As to the cause of systematic attacks on the US in particular and to the US resentment in general, the apparent reason is claimed to be the presence of Israel on so-called Arab soil. The real reason, however, lies in the frustration of the Arab and Persian world ruled by a theocratic system. These masses are ruled by the Koran instead of civil codes. This non-secular system does not allow education, science, modernization and thus progress. In short, they still live with the medieval scripture and with anachronistic norms. Continued economic despair in the midst of a steadily prospering world makes these masses angry, intolerant and violent towards the rest of the world. Instead of getting to work to better themselves so that they can compete with the advanced nations they do what they know best and easy: destroy the challenger. The advanced world is of course represented by the US. Bin Laden’s reference to 80 years of humiliation in his recent video appearance was found by many commentators as puzzling. The reference is most probably to Atatürk’s abolition of the Caliphate and the Shari’a. This unique and courageous act by Ataturk lifted the Ottoman influence and control over the vastly inexperienced and unprepared people, and exposed them to the British influence and control. That is why the original hatred is in fact against Ataturk and the British. Israel is an excuse, Islam is the weapon, and the high profile target is the US.

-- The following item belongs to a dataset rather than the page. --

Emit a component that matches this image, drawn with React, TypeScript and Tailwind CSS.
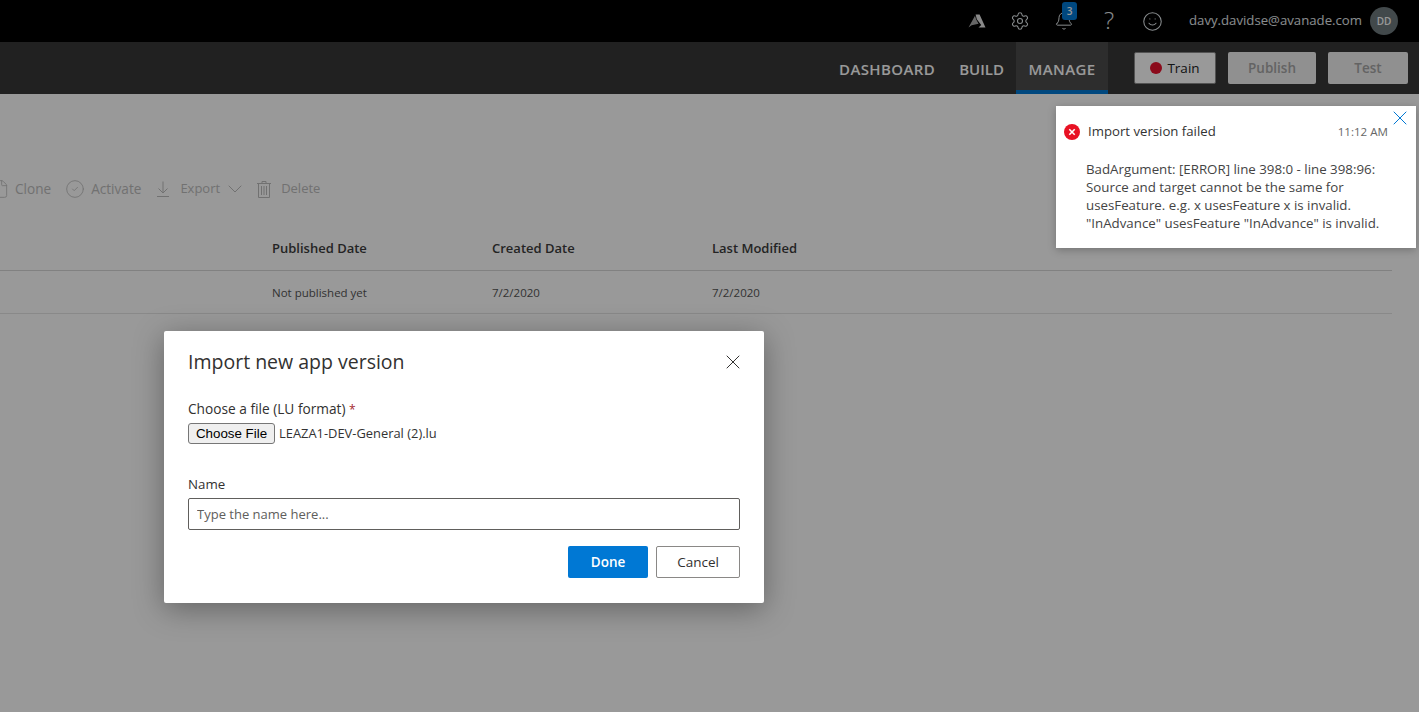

The US is unfairly identified with the historical wrongdoings of the old world. Especially when the US is so closely associated with Britain. We have to admit that on occasions we unquestioningly followed the UK policies without taking into account that Europe’s imperialistic, colonial, nationalist, socialist, quarrelsome, selfish past still has an effect on the developing world, as well as on Europe’s policies. Our association with the problems of the old world has already cost us two world wars and several foreign policy failures. Whereas until after WWII, the US was regarded as the young, idealist, just, and benevolent leader of the new nations, a savior for the poorer nations. Having associated itself too closely with the defunct imperialists of Europe in the Cold War period the US came to be perceived as European ideology’s representative and protector.

Therefore there are two distinct aspects to this problem: the non-secular regimes, and the image of the US as the protector of the old colonial countries. We should pursue the following course:

1-A campaign of secular democracy must be undertaken in the non-secular Arab and Persian nations. Although such reforms would best succeed if launched by a courageous national leader the possibility of a repeat of the genius of Ataturk is very remote. Therefore, the US could follow the same democracy campaign that it did to win the Cold War. However, in the Cold War the adversaries were non-democratic but secular countries. In the New War secular regime and secular education must be the basic component of the campaign for democracy. Ataturk’s reforms implemented in founding the Turkish Republic could serve us as model.

2-The US should play the role of a fair and independent advisor and helper of the world left behind our own fast pace. We should act as Americans, not as West in association with Europe in general and with Britain in particular. We should reassume our old image and role of neutral and helpful Americans. In doing so we have to be careful not to appear as imposing our own culture (McDonalds, Disney, Hollywood, etc.) on the Muslims. Furthermore, to be credible and to gain their trust we have to be consistent in our policy of secularism. The use of double standards for political convenience or for short-term economic interests will defeat our efforts. We must stop supporting the autocrats of the Shari’a regimes, as we did not support communist dictators. This will mean sacrifice on our part of oil products. But no war can be won without sacrifices. There are other oil countries in fact with which we did not diligently pursue a closer relation after the demise of the Soviet hegemony. Closer ties with Azerbaijan and Kazakhstan may also help us to win them away from the Russian influence, which Russia is already beginning to reassert. A case in point is Georgia where Russia was to close its military bases by last July. It did not. Instead, while taking advantage of War on Terrorism, it is preparing to invade Georgia on the pretext of Abkhaz and Chechen “terrorism”. We also have to be very cautious about not having an ulterior motive of establishing a political influence or of exploiting the local resources (just as the colonials did). We also have to stay clear from appearing to help one local political faction or another. Recent history shows that involvement in support for independence or nation building catches us between two fires. Let us not have any illusion about it, by mopping up the Taliban we will be presenting Afghanistan to Russia in a silver tray. We are in fact fighting the war that they could not win, just as we did in Viet-Nam the one that French could not win. Therefore, we should not get in the quagmire of nation building in Afghanistan after we complete our operation. Our economic and financial aid policies must be contingent upon solely secular democracy and secular education.